=== Instruction ===
Wherever the string "with" appears in the listing, copy that line.

— Start —

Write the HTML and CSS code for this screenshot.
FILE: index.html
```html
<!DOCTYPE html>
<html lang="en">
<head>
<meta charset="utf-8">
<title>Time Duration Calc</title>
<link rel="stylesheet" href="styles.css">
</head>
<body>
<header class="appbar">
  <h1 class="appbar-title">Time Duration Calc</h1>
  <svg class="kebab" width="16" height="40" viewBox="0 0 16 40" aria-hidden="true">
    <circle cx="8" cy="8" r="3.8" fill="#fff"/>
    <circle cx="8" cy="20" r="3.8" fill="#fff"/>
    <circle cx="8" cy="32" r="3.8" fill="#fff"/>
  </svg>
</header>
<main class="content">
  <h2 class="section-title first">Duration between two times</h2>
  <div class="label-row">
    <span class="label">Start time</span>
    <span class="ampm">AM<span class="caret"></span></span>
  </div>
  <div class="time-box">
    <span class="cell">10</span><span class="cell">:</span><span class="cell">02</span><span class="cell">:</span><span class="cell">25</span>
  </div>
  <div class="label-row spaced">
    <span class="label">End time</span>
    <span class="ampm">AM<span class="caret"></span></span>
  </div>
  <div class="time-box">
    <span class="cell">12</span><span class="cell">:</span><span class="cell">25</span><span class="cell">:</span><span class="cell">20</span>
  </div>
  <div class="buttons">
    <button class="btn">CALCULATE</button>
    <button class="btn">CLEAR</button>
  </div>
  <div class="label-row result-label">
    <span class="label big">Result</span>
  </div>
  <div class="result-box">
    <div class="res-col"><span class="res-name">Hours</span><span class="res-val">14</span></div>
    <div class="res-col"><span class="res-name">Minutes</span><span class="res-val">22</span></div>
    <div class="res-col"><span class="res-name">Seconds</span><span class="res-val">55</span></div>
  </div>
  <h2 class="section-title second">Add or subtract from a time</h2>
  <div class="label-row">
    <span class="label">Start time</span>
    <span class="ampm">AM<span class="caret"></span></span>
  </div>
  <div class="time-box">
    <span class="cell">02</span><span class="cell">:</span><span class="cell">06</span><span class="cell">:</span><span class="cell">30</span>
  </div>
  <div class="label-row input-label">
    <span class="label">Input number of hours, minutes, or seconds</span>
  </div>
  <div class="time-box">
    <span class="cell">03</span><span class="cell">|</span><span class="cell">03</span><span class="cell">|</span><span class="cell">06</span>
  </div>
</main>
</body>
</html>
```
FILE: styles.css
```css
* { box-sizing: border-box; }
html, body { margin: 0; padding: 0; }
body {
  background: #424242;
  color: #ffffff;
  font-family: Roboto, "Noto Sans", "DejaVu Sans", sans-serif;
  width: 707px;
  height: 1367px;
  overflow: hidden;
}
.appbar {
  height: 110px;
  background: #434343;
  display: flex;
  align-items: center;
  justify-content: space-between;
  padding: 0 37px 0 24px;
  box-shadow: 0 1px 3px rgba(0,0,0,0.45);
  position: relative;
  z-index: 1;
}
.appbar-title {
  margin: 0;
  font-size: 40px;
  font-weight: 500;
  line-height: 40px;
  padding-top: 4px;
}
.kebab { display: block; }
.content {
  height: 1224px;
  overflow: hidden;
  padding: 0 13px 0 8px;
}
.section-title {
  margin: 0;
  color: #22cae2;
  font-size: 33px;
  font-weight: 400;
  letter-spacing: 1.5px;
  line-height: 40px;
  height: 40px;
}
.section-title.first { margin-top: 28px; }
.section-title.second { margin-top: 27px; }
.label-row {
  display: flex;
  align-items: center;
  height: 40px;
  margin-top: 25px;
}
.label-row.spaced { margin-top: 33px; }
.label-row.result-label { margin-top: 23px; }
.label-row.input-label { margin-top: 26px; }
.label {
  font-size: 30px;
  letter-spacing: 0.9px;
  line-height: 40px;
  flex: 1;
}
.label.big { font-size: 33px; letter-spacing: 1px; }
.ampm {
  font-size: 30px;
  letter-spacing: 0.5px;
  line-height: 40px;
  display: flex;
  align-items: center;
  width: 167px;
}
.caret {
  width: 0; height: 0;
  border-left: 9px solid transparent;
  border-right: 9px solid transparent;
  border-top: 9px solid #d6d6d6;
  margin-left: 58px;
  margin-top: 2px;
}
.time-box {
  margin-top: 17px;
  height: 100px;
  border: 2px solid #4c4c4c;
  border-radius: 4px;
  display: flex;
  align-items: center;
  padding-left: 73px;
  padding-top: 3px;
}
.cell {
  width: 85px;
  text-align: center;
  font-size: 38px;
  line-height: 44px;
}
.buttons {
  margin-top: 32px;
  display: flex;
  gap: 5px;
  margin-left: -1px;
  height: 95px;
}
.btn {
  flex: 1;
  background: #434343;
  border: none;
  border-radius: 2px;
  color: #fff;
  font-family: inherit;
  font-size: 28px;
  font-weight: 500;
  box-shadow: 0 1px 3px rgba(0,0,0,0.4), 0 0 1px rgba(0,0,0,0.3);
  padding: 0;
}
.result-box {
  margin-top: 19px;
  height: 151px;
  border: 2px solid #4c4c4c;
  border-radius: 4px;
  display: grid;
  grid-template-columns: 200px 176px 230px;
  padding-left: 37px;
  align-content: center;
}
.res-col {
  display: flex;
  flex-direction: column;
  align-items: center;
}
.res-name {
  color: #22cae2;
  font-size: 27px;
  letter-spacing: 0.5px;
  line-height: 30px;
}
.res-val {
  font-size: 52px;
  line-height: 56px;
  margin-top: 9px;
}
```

— End —
— Start —

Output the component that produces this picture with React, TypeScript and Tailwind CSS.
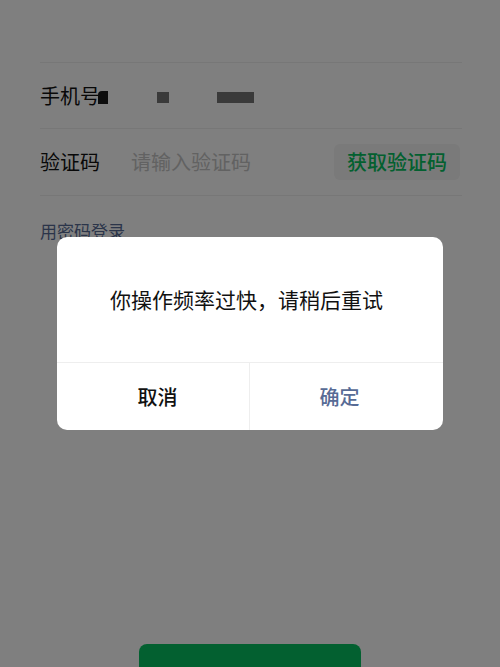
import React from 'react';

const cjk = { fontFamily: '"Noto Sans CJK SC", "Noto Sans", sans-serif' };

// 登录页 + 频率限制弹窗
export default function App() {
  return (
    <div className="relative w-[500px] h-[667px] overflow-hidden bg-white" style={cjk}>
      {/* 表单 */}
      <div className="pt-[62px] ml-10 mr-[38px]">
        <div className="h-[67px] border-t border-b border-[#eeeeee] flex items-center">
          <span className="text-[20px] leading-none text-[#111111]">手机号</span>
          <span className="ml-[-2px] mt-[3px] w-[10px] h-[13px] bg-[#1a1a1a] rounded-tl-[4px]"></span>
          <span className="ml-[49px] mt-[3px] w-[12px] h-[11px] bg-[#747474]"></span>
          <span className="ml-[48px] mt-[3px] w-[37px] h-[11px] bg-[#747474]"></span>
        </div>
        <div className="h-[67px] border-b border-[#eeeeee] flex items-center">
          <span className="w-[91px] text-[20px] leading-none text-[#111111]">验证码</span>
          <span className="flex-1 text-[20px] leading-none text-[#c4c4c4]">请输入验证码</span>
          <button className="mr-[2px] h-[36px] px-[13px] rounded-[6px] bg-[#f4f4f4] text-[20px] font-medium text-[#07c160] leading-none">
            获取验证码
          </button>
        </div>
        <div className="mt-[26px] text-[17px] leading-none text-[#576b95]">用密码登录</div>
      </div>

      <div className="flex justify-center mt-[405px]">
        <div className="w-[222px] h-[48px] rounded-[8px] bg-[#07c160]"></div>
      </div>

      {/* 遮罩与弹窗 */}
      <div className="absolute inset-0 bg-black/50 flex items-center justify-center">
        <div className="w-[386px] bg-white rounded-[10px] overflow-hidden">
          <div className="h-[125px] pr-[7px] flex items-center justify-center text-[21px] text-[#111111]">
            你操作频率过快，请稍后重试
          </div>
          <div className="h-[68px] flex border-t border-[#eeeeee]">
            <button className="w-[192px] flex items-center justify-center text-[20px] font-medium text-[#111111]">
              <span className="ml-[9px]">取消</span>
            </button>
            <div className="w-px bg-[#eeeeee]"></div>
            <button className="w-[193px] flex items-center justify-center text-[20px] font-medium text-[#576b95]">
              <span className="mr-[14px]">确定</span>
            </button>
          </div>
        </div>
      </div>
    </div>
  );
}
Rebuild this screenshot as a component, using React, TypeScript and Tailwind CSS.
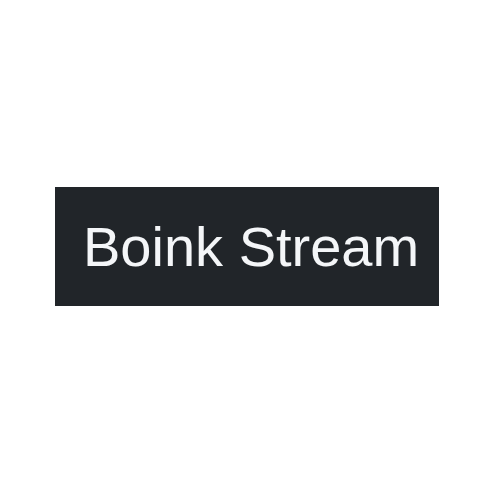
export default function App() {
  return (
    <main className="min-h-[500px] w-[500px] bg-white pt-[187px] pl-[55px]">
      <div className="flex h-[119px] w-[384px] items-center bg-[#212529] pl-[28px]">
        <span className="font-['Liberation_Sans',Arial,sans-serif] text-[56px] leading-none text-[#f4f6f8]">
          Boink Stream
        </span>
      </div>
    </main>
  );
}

— End —
— Start —

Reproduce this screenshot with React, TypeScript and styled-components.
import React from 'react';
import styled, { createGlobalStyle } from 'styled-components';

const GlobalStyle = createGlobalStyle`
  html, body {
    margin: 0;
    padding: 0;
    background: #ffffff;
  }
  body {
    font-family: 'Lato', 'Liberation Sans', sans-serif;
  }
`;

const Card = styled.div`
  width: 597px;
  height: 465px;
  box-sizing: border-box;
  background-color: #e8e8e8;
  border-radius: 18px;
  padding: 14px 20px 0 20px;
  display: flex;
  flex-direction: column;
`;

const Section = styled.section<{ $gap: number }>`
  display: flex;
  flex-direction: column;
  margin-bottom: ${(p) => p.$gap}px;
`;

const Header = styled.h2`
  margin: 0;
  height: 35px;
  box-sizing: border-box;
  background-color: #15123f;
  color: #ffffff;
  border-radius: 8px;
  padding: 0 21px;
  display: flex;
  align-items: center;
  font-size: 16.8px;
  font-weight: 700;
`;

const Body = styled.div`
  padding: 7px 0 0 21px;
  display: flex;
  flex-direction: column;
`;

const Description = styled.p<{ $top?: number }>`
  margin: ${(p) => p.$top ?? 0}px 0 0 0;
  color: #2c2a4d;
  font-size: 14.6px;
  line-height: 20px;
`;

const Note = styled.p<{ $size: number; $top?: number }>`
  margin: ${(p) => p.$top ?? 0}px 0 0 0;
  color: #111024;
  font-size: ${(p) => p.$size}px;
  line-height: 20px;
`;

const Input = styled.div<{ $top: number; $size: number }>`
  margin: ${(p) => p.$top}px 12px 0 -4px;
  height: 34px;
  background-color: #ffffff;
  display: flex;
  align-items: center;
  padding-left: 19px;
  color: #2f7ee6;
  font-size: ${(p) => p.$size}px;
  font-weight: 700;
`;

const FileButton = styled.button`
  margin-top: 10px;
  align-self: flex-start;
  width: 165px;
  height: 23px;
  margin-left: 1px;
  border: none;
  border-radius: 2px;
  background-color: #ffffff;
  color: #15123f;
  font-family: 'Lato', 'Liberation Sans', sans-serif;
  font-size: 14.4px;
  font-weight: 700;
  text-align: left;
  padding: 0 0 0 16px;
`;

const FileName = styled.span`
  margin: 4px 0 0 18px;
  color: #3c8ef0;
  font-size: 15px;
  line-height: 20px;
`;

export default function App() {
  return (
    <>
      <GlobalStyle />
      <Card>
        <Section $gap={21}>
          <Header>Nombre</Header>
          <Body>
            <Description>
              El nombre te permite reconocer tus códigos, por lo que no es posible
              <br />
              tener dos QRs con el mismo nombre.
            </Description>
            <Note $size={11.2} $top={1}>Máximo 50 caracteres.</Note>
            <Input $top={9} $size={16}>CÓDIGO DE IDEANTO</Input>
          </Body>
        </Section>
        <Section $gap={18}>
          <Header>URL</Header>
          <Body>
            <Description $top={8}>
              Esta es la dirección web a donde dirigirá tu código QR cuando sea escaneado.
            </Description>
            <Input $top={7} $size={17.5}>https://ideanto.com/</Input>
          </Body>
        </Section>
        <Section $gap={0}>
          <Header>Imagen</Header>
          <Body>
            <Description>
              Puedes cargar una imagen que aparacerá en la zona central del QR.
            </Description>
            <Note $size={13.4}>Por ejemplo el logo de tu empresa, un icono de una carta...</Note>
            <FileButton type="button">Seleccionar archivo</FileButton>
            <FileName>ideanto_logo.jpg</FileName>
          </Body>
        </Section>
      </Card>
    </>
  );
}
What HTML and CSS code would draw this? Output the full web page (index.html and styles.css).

— End —

=== Exercise answer ===
Output the component that produces this picture with React, TypeScript and Tailwind CSS.
Reproduce this screenshot with React, TypeScript and styled-components.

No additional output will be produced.